In fact even if you tossed in fastball usage, the Royals relievers actually threw their fastball more on average than Milwaukee. The Royals relievers back in 2014 threw a fastball 63.2% of the time while the Brewers only threw it 61.8% this year.
I wondered if maybe Milwaukee was throwing more breaking balls than Kansas City did, but once again it was pretty close. The Royals used a slider 18.5% of the time and a curveball 7%. On the other side of the coin, Milwaukee used a slider 17.2% this year and a curve 10% of the time. While each team used a different breaking ball more often, the numbers are close enough to where they could probably meet in the middle.

If we really want to break things down, you start factoring win probability into the equation. In a very unsurprising development, these two teams were once again are ‘neck and neck’ in WPA; the Royals posted 8.09 win probability in ’14 while the Brewers had 8.06. In a bit of a shock though, the two teams RE24 showed a big gap. Milwaukee posted an impressive 59.96 RE24 this year while the Royals had 31.10. Since run expectancy is another accumulative statistic, I do wonder here if the extra innings compiled by the Brewers relievers played a factor in the almost 29 point difference. If so, you wonder how closer the two teams would be if they had thrown the same number of innings.
There was one final factor I wanted to venture into and that was the defensive aspect of this conversation. It was very well known that the 2014 Royals squad had a great defense and there was no way the pitching didn’t benefit from that defense. With that said, this Milwaukee team has also put up a solid defensive campaign, with Cain and Moustakas obviously being the two comparable links.
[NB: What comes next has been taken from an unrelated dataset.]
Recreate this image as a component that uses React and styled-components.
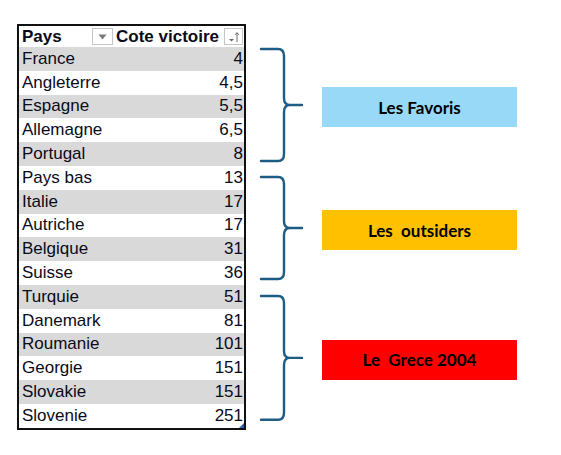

If we are going by defensive runs saved, it is no contest: the Brewers had 112 DRS while the Royals put up only 34. But there is also Defensive Runs Above Average (DEF), which measures a player’s defensive value relative to league average. If we are comparing each team’s DEF, the Royals win easily over Milwaukee, 65.5 compared to 29.9. I’m always a bit hesitant when using defensive metrics but the one thing you can take from these numbers is that both bullpens benefited from the glovework done out on the field while they were in the game.
So which pen is better? It appears to be a very close race and I almost feel skeptical in picking a winner. But if I absolutely had to, I would probably say Milwaukee’s is slightly better, with a few more weapons at their disposal. The one thing we can agree on is that we wouldn’t even be having this discussion if not for how Dayton Moore built his teams to weigh so heavily on the shoulders of the relievers. That template has become a staple all around baseball and not just by the Brewers.
It will also be curious to see where Milwaukee ends up. The Royals bullpen got them all the way to Game 7 of the World Series in 2014, and then a world championship the following year. Will the Brewers ride their pen to the World Series or will the high usage of their relievers be their downfall? It is a question we will know the answer to soon enough.